Tra Irma/ Clizia e Montale tutto incominciò da un incontro del 1933, che cambierà a entrambi la vita, trasformandosi immediatamente in una storia d’amore irrequieta e complicata, resa eterna con la silloge Le occasioni e con un carteggio di ben centocinquantasei lettere. Una storia parallela al matrimonio con la Mosca (la scrittrice Drusilla Tanzi) del poeta, una storia a distanza intensa perché l’assenza per il poeta è linfa e Clizia, «il girasole impazzito di luce», è la sua salvezza.

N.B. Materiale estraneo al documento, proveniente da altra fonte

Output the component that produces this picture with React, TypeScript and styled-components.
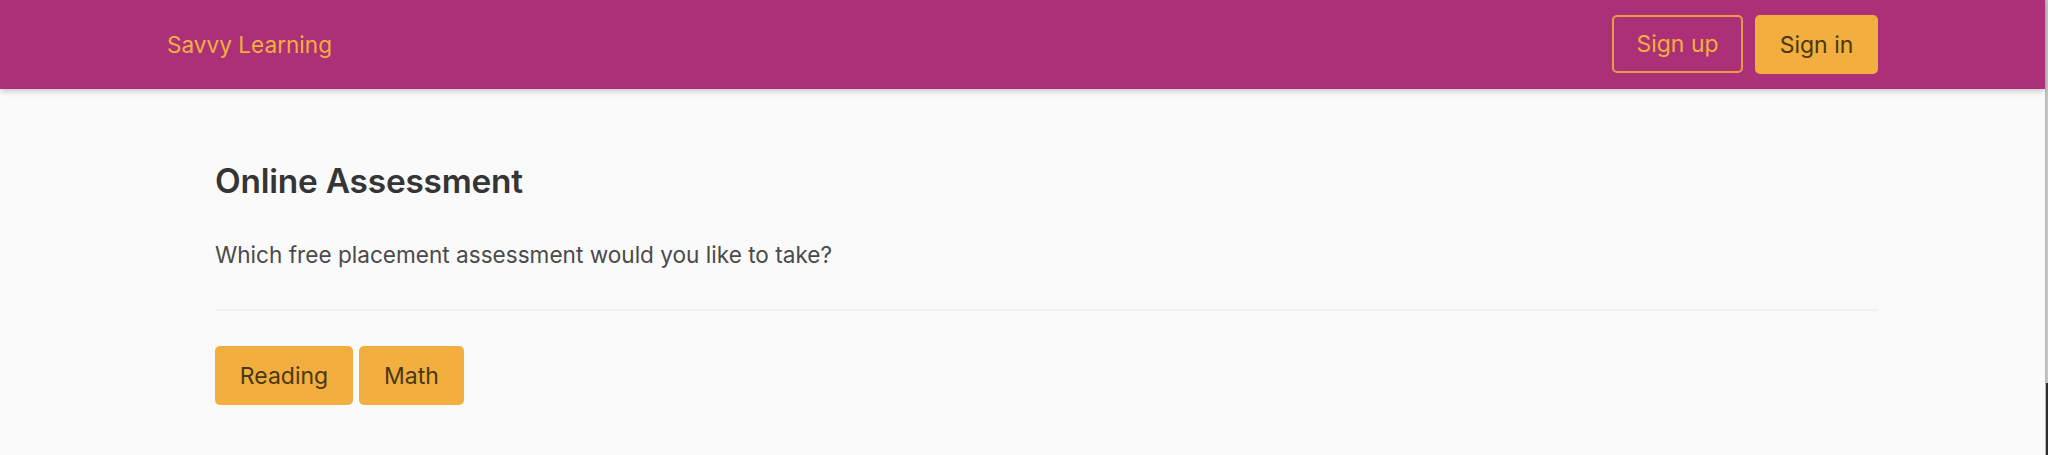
import styled, { createGlobalStyle } from 'styled-components'

const GlobalStyle = createGlobalStyle`
  * {
    box-sizing: border-box;
  }

  body {
    margin: 0;
    background: #fafafa;
    font-family: Inter, 'Noto Sans', Arial, sans-serif;
  }
`

const Frame = styled.div`
  display: flex;
  min-height: 455px;
`

const Page = styled.div`
  flex: 1;
  background: #fafafa;
`

const WindowEdge = styled.div`
  width: 3px;
  background: linear-gradient(to bottom, #c4c4c4 0, #c4c4c4 383px, #2e2e2e 383px, #2e2e2e 100%);
  border-left: 1px solid #b9b9b9;
`

const NavBar = styled.header`
  height: 89px;
  display: flex;
  align-items: center;
  justify-content: space-between;
  padding: 0 167px 0 167px;
  background: #ab3077;
  box-shadow: 0 2px 6px rgba(0, 0, 0, 0.22);
  position: relative;
`

const Brand = styled.a`
  color: #f3ae3d;
  font-size: 22.6px;
  text-decoration: none;
`

const NavActions = styled.div`
  display: flex;
  gap: 12px;
`

const Button = styled.button<{ $outline?: boolean; $w: number }>`
  width: ${(p) => p.$w}px;
  height: ${(p) => (p.$outline ? 58 : 59)}px;
  border-radius: 5px;
  font-family: inherit;
  font-size: 23px;
  cursor: pointer;
  border: ${(p) => (p.$outline ? '2px solid rgba(243, 174, 61, 0.85)' : 'none')};
  background: ${(p) => (p.$outline ? 'transparent' : '#f2ae3e')};
  color: ${(p) => (p.$outline ? '#f3ae3d' : '#4a3812')};
`

const Main = styled.main`
  padding: 0 167px 0 215px;
`

const Title = styled.h1`
  margin: 0;
  padding-top: 72px;
  font-size: 33.4px;
  line-height: 40px;
  font-weight: 600;
  color: #353535;
  letter-spacing: -0.2px;
`

const Lead = styled.p`
  margin: 39px 0 0;
  font-size: 22.6px;
  line-height: 30px;
  color: #4a4a4a;
`

const Rule = styled.hr`
  margin: 39px 0 0;
  border: none;
  height: 2px;
  background: #f1f1f1;
`

const Choices = styled.div`
  display: flex;
  gap: 6px;
  margin-top: 35px;
`

export default function App() {
  return (
    <>
      <GlobalStyle />
      <Frame>
        <Page>
          <NavBar>
            <Brand href="#">Savvy Learning</Brand>
            <NavActions>
              <Button $outline $w={131}>Sign up</Button>
              <Button $w={123}>Sign in</Button>
            </NavActions>
          </NavBar>
          <Main>
            <Title>Online Assessment</Title>
            <Lead>Which free placement assessment would you like to take?</Lead>
            <Rule />
            <Choices>
              <Button $w={138}>Reading</Button>
              <Button $w={105}>Math</Button>
            </Choices>
          </Main>
        </Page>
        <WindowEdge />
      </Frame>
    </>
  )
}
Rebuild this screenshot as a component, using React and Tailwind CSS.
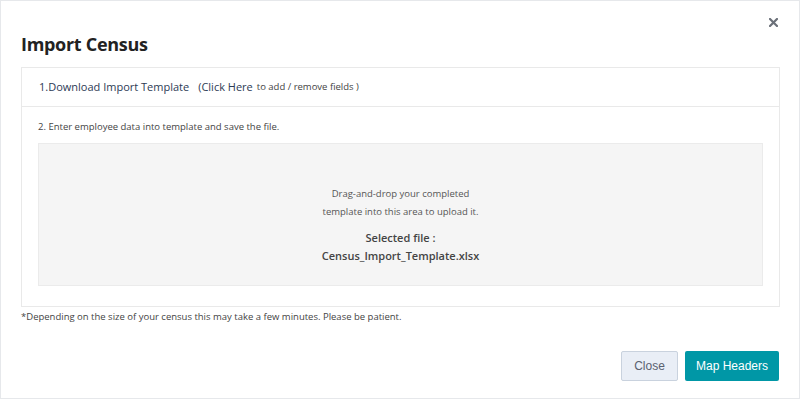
export default function App() {
  return (
    <div className="w-[801px] h-[399px] bg-white overflow-hidden" style={{ fontFamily: '"Open Sans", sans-serif' }}>
      <div className="h-full w-[800px] border border-[#e6e8eb] bg-white relative">
        <button className="absolute right-[21px] top-[17px] leading-none">
          <svg width="9" height="9" viewBox="0 0 9 9">
            <path d="M1 1L8 8M8 1L1 8" stroke="#6b7079" strokeWidth="2.2" strokeLinecap="square" />
          </svg>
        </button>

        <div className="px-[20px] pt-[30px]">
          <h2 className="text-[18px] font-bold text-[#222] leading-[26px] tracking-[-0.3px]">Import Census</h2>

          <div className="mt-[10px] border border-[#e9e9e9] w-[759px]">
            <div className="h-[39px] flex items-center px-[17px] border-b border-[#e9e9e9] text-[11px] text-[#2d3b55]">
              <span>1.Download Import Template</span>
              <span className="ml-[9px]">(Click Here</span>
              <span className="ml-[4px] text-[9.5px] text-[#444]">to add / remove fields )</span>
            </div>
            <div className="px-[16px] pt-[13px] pb-[20px]">
              <p className="text-[9.5px] text-[#444] leading-[14px]">2. Enter employee data into template and save the file.</p>
              <div className="mt-[9px] h-[143px] bg-[#f5f5f5] border border-[#ebebeb] flex flex-col items-center justify-center text-center pt-[20px]">
                <p className="text-[9.5px] text-[#555] leading-[18px]">Drag-and-drop your completed</p>
                <p className="text-[9.5px] text-[#555] leading-[18px]">template into this area to upload it.</p>
                <p className="mt-[8px] text-[11px] font-semibold text-[#444] leading-[18px]">Selected file :</p>
                <p className="text-[11px] font-semibold text-[#444] leading-[18px]">Census_Import_Template.xlsx</p>
              </div>
            </div>
          </div>

          <p className="mt-[3px] text-[9.5px] text-[#444] leading-[14px]">*Depending on the size of your census this may take a few minutes. Please be patient.</p>

          <div className="mt-[27px] flex justify-end gap-[7px]" style={{ fontFamily: '"Liberation Sans", Arial, sans-serif' }}>
            <button className="h-[30px] w-[57px] rounded-[2px] bg-[#e9eef6] border border-[#c9d2de] text-[12px] text-[#5a6170]">Close</button>
            <button className="h-[30px] w-[94px] rounded-[2px] bg-[#0097a6] text-[12px] text-white">Map Headers</button>
          </div>
        </div>
      </div>
    </div>
  );
}
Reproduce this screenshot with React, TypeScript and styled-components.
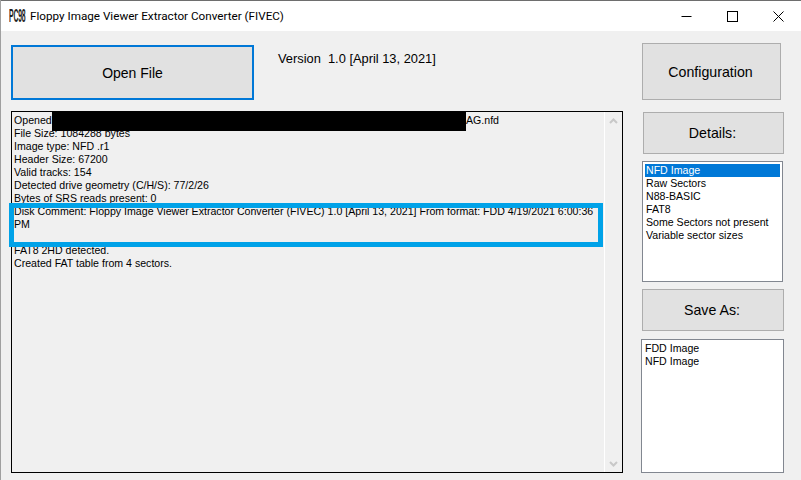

Gli permette di trovare nella sua fedeltà e dedizione “nonostante” le avversità, ciò che in tempi non sospetti Weininger (Sesso e carattere, 1903) aveva definito insieme il compito e la colpa dell’uomo:


“Solo l’uomo, in quanto dotato di una individualità e di un’anima, può arrivare attraverso all’amore alla consapevolezza di sé stesso.”


E ancora: 


“Nella donna l’uomo non ama che se stesso.”


Con le parole di Lea Melandri nel suo interessantissimo saggio su Weininger “Dialogo tra una femminista e un misogino”:


La donna è «soltanto materia», «assenza di senso», è la «sessualità dell'uomo oggettivata», la sua colpa «divenuta carne» e la sua «maledizione», ma se si decidesse a «rinunciare alle sue intenzioni immorali verso di lui», potrebbe restituirlo al suo «Io migliore». In entrambi i casi, essa è soltanto «mezzo per uno scopo», oggetto per il piacere erotico dell'uomo o «recipiente» della sua idea di perfezione.

Ci sarebbe molto da dire a riguardo, ma per il momento mi basta pensare a Irma/Clizia, con la sua immensa cultura e bellezza, cosa ha ottenuto  -  per lo meno in termini di autodeterminazione se la salvezza le è comunque, in quanto donna, preclusa - da questo amore impossibile, da questa inclinazione assoluta e costante verso il sole?



«Ho paura della mia fantasia che mi fa vivere spazi e tempi che in realtà non esistono; perché io ho visto veramente una nostra casa, un nostro gatto, i nostri libri e, fuori, Costa San Giorgio».